Self-Control and Mental Elbow Grease

Do you recognise the phrase, ‘Put some elbow grease into it’. It generally implies that your efforts are a bit lacklustre and you need to apply a more oomph.

Now, as a psychologist, I wonder whether we need to apply some ‘elbow grease’ in our life. Do we expect the good things in life to be delivered on a plate? Do we give up too easily? Does modern life make us too soft?

In a 1970’s classic psychology experiment, five year-old children were given a marshmallow and told if they could wait a while, (about fifteen minutes), they could have a second one. The temptation was too much for about two thirds of them, and they couldn’t wait. But a third did wait, using a variety of strategies to deal with the uncomfortable feeling of wanting, but not getting, a tasty treat. In other words, they used self-control. Now here’s the punch line; these children were studied again about ten years later. On average, those children showing self-control ten years previously had done better at their school achievements, were better socially adjusted and had a healthier weight. Being able to resist temptation and practice self-control influences our success in life. Some psychologists call this quality ‘grit’. Grit is the ability to stick to a long term challenge and to withstand temporary distractions and lapses in motivation.
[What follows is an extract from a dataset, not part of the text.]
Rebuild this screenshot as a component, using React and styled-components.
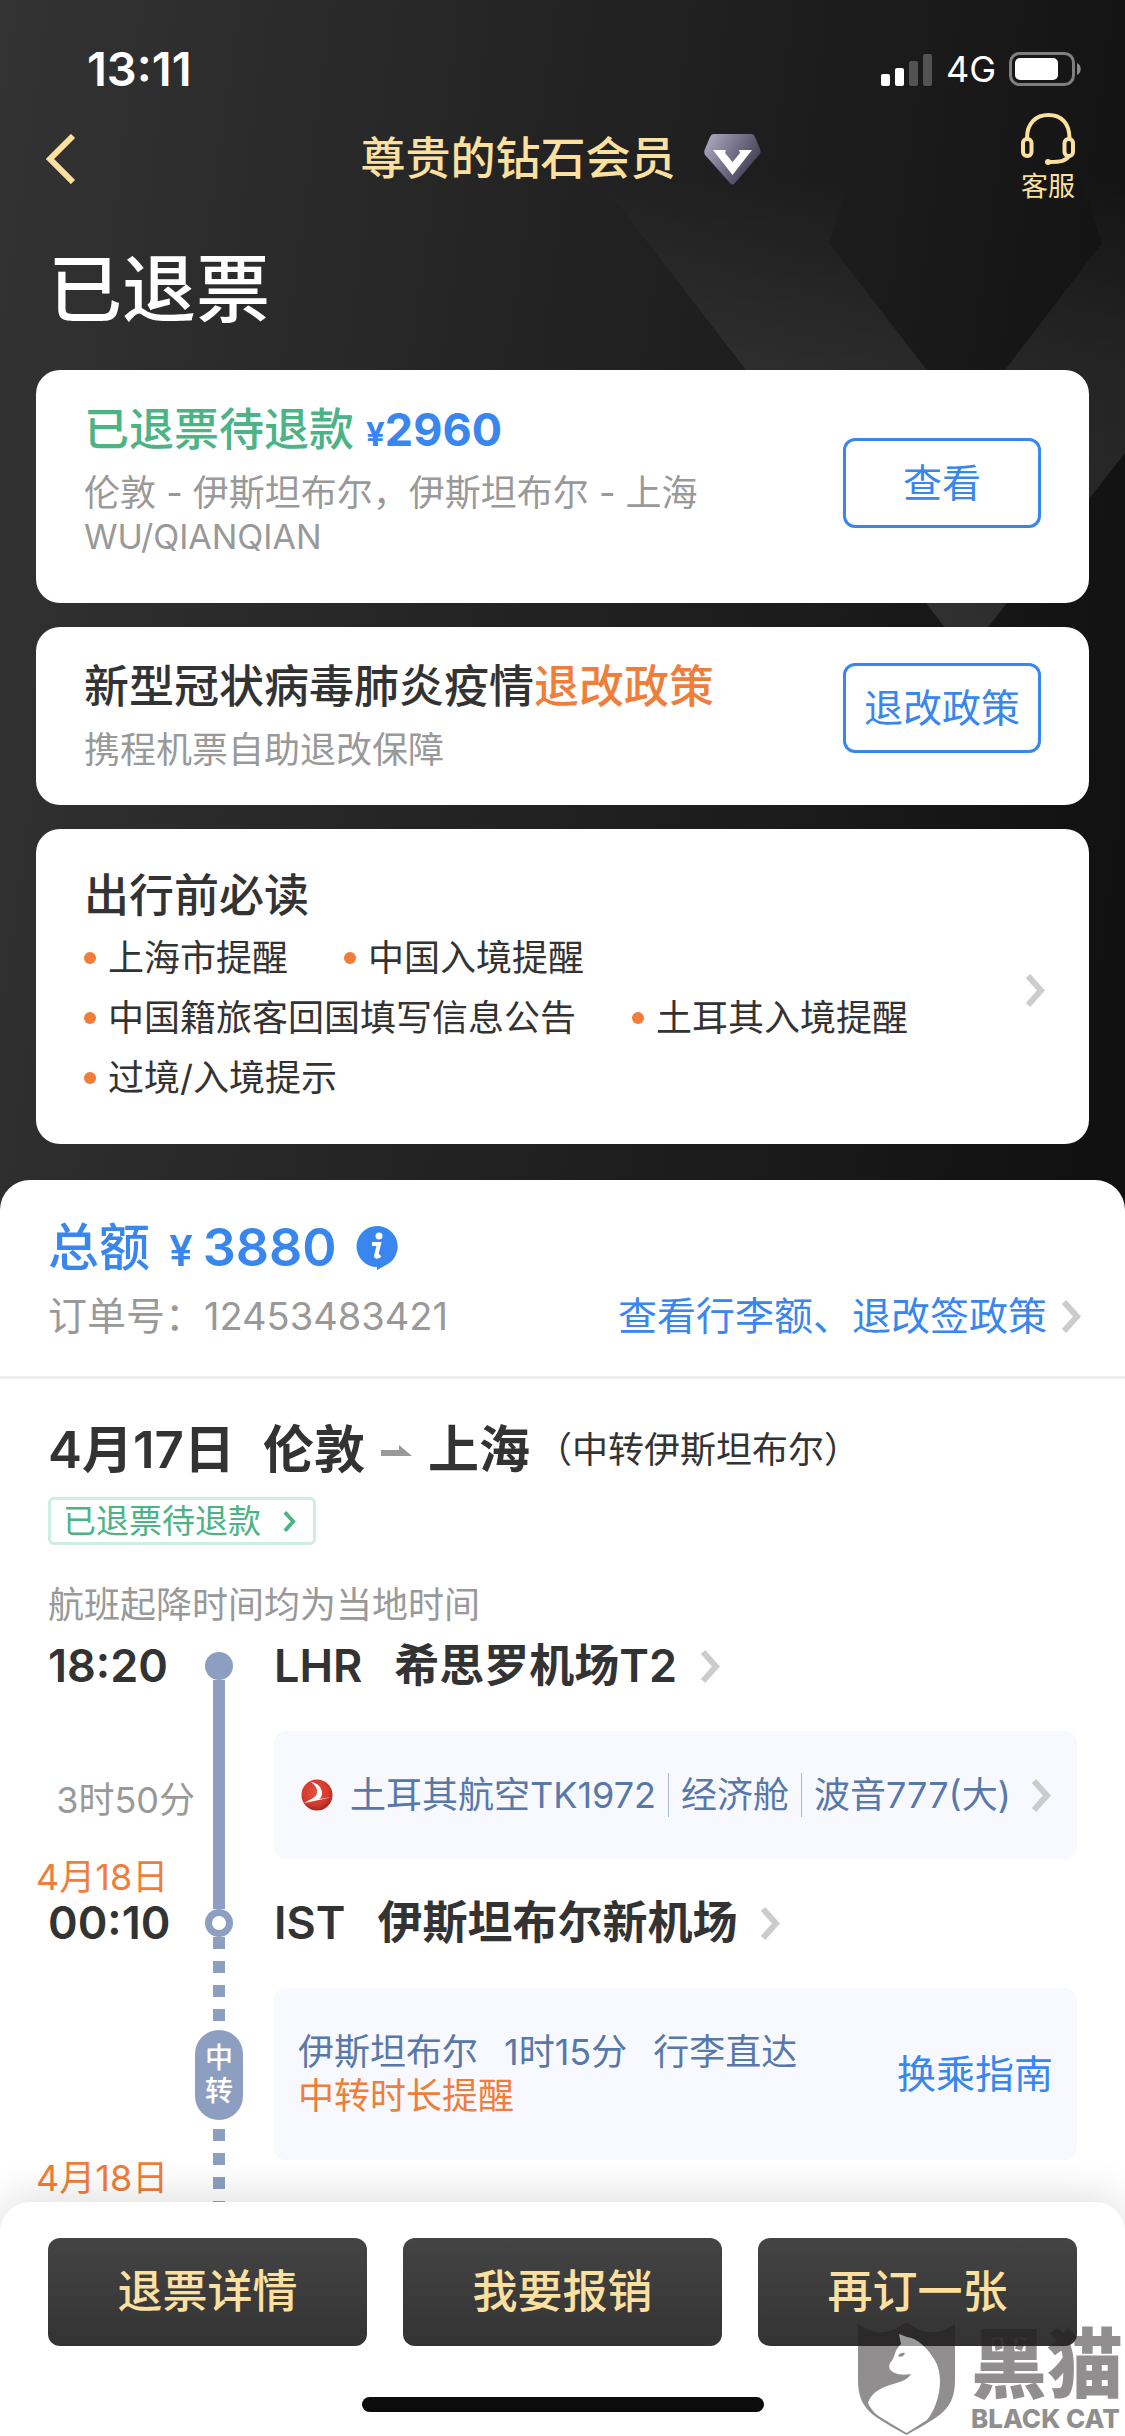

The good news is that grit, or ‘elbow grease’ can be learned. You learn it by taking on something that takes you out of your comfort zone. You take it on and stick with it. Success in life often involves this gradual and steady application of mental ‘elbow grease’. It gives you a feeling of satisfaction and a sense of achievement. Maybe Thomas Edison was absolutely right when he said, “If we did all the things we are capable of, we would literally astound ourselves.”